#### [Records to use]
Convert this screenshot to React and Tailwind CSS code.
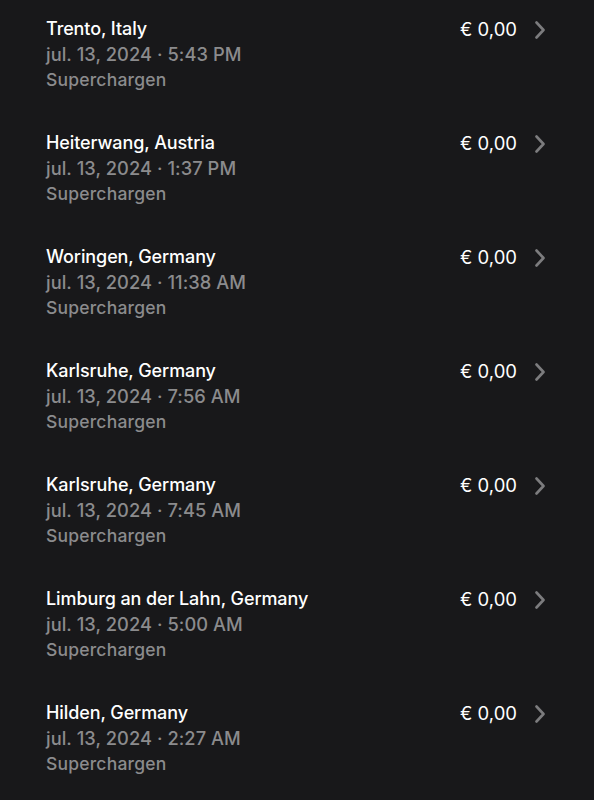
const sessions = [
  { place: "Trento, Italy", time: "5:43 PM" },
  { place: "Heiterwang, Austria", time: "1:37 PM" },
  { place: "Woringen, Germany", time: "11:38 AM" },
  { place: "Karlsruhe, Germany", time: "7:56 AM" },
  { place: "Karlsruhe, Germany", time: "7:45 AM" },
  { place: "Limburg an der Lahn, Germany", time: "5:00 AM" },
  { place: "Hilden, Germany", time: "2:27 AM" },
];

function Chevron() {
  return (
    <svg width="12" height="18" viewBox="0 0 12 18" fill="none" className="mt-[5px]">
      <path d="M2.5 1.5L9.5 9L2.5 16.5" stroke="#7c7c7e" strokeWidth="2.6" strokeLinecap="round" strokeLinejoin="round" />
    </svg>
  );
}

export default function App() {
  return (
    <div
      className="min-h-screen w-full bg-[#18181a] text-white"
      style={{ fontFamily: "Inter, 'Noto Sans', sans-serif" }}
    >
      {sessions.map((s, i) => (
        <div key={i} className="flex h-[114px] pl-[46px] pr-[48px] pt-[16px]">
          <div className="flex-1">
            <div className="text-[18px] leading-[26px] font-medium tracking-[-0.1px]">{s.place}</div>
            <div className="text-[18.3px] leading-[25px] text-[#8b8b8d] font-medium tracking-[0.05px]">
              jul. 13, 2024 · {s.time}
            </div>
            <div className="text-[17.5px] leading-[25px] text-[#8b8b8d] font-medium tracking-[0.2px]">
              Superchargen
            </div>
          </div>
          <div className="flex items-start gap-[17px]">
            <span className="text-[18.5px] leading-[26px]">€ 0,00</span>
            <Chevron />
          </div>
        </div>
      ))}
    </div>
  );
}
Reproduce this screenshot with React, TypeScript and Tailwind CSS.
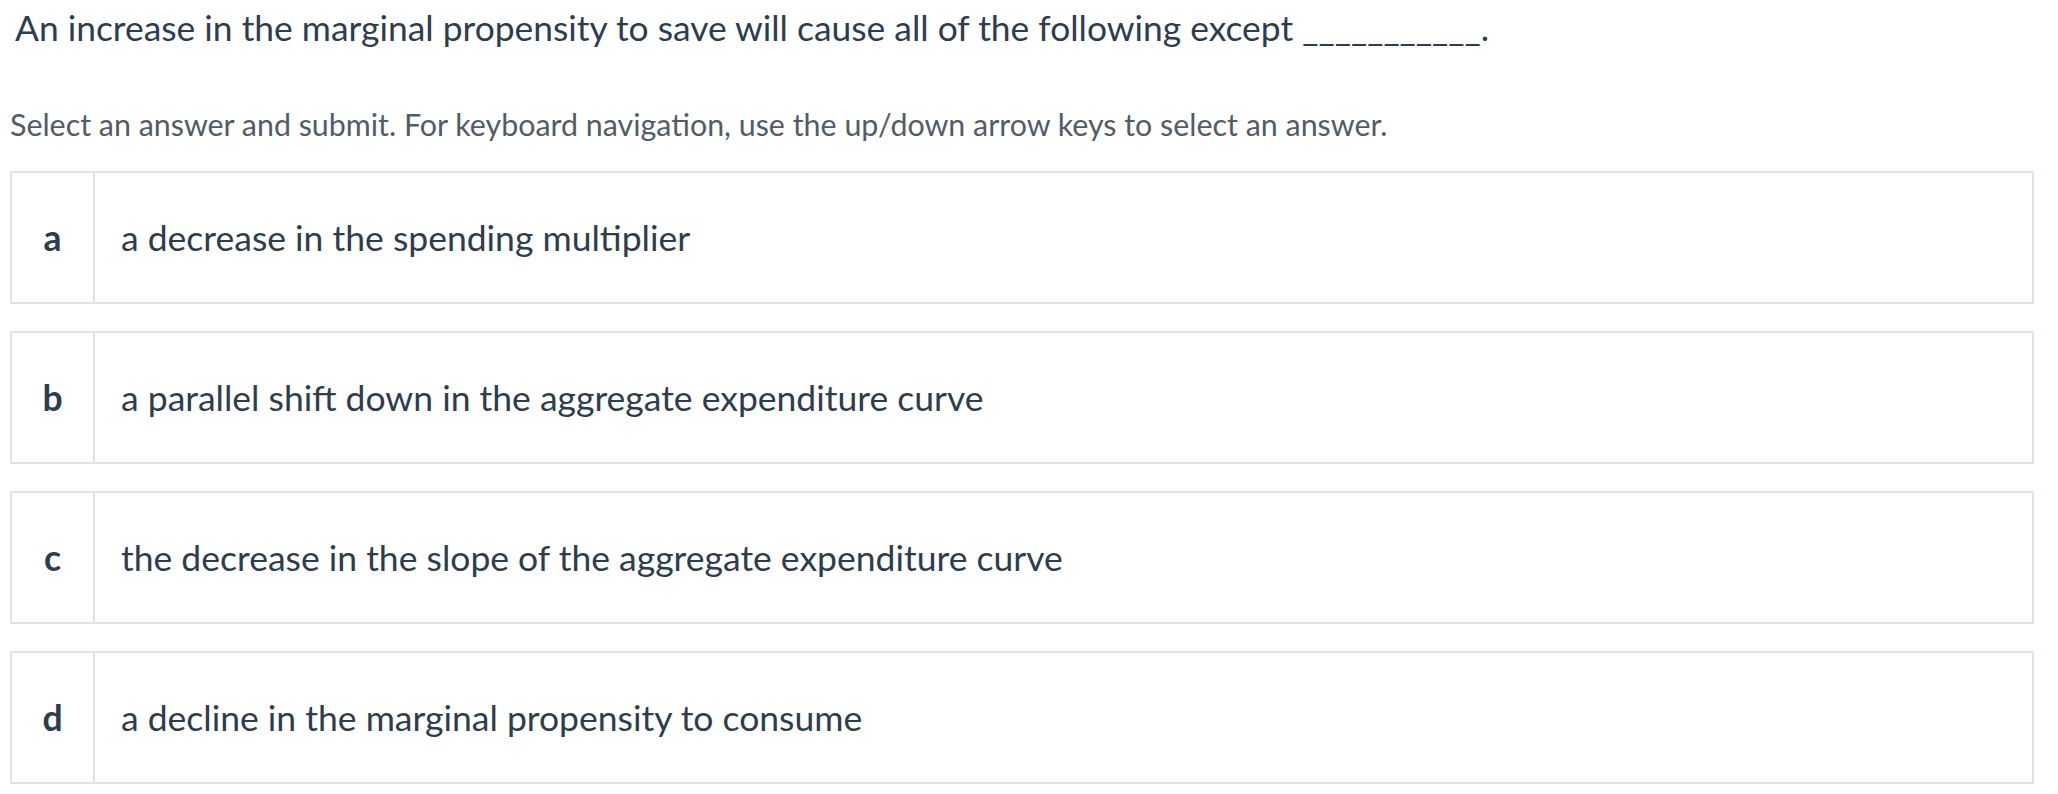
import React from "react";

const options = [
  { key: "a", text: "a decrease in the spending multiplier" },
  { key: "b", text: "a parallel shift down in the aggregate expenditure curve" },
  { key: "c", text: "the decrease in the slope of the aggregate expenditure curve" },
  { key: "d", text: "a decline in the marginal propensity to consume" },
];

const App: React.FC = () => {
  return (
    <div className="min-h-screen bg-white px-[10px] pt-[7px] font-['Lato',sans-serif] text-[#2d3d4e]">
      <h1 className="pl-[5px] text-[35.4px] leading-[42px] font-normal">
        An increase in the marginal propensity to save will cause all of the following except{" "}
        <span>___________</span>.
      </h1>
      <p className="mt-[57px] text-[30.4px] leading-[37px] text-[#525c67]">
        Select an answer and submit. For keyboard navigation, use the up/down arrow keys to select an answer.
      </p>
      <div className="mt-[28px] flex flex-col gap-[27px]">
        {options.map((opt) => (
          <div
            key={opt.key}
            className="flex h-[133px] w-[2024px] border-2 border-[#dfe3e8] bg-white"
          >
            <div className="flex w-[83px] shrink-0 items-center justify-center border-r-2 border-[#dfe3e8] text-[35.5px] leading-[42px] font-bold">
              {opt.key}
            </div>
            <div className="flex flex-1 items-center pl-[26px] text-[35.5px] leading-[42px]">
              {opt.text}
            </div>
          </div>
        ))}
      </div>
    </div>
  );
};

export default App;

#### [Exercise]
Take the listing and print it again exactly, but without any pictures.

#### [Answer to the problem]
Convert this screenshot to React and Tailwind CSS code.
const sessions = [
  { place: "Trento, Italy", time: "5:43 PM" },
  { place: "Heiterwang, Austria", time: "1:37 PM" },
  { place: "Woringen, Germany", time: "11:38 AM" },
  { place: "Karlsruhe, Germany", time: "7:56 AM" },
  { place: "Karlsruhe, Germany", time: "7:45 AM" },
  { place: "Limburg an der Lahn, Germany", time: "5:00 AM" },
  { place: "Hilden, Germany", time: "2:27 AM" },
];

function Chevron() {
  return (
    <svg width="12" height="18" viewBox="0 0 12 18" fill="none" className="mt-[5px]">
      <path d="M2.5 1.5L9.5 9L2.5 16.5" stroke="#7c7c7e" strokeWidth="2.6" strokeLinecap="round" strokeLinejoin="round" />
    </svg>
  );
}

export default function App() {
  return (
    <div
      className="min-h-screen w-full bg-[#18181a] text-white"
      style={{ fontFamily: "Inter, 'Noto Sans', sans-serif" }}
    >
      {sessions.map((s, i) => (
        <div key={i} className="flex h-[114px] pl-[46px] pr-[48px] pt-[16px]">
          <div className="flex-1">
            <div className="text-[18px] leading-[26px] font-medium tracking-[-0.1px]">{s.place}</div>
            <div className="text-[18.3px] leading-[25px] text-[#8b8b8d] font-medium tracking-[0.05px]">
              jul. 13, 2024 · {s.time}
            </div>
            <div className="text-[17.5px] leading-[25px] text-[#8b8b8d] font-medium tracking-[0.2px]">
              Superchargen
            </div>
          </div>
          <div className="flex items-start gap-[17px]">
            <span className="text-[18.5px] leading-[26px]">€ 0,00</span>
            <Chevron />
          </div>
        </div>
      ))}
    </div>
  );
}
Reproduce this screenshot with React, TypeScript and Tailwind CSS.
import React from "react";

const options = [
  { key: "a", text: "a decrease in the spending multiplier" },
  { key: "b", text: "a parallel shift down in the aggregate expenditure curve" },
  { key: "c", text: "the decrease in the slope of the aggregate expenditure curve" },
  { key: "d", text: "a decline in the marginal propensity to consume" },
];

const App: React.FC = () => {
  return (
    <div className="min-h-screen bg-white px-[10px] pt-[7px] font-['Lato',sans-serif] text-[#2d3d4e]">
      <h1 className="pl-[5px] text-[35.4px] leading-[42px] font-normal">
        An increase in the marginal propensity to save will cause all of the following except{" "}
        <span>___________</span>.
      </h1>
      <p className="mt-[57px] text-[30.4px] leading-[37px] text-[#525c67]">
        Select an answer and submit. For keyboard navigation, use the up/down arrow keys to select an answer.
      </p>
      <div className="mt-[28px] flex flex-col gap-[27px]">
        {options.map((opt) => (
          <div
            key={opt.key}
            className="flex h-[133px] w-[2024px] border-2 border-[#dfe3e8] bg-white"
          >
            <div className="flex w-[83px] shrink-0 items-center justify-center border-r-2 border-[#dfe3e8] text-[35.5px] leading-[42px] font-bold">
              {opt.key}
            </div>
            <div className="flex flex-1 items-center pl-[26px] text-[35.5px] leading-[42px]">
              {opt.text}
            </div>
          </div>
        ))}
      </div>
    </div>
  );
};

export default App;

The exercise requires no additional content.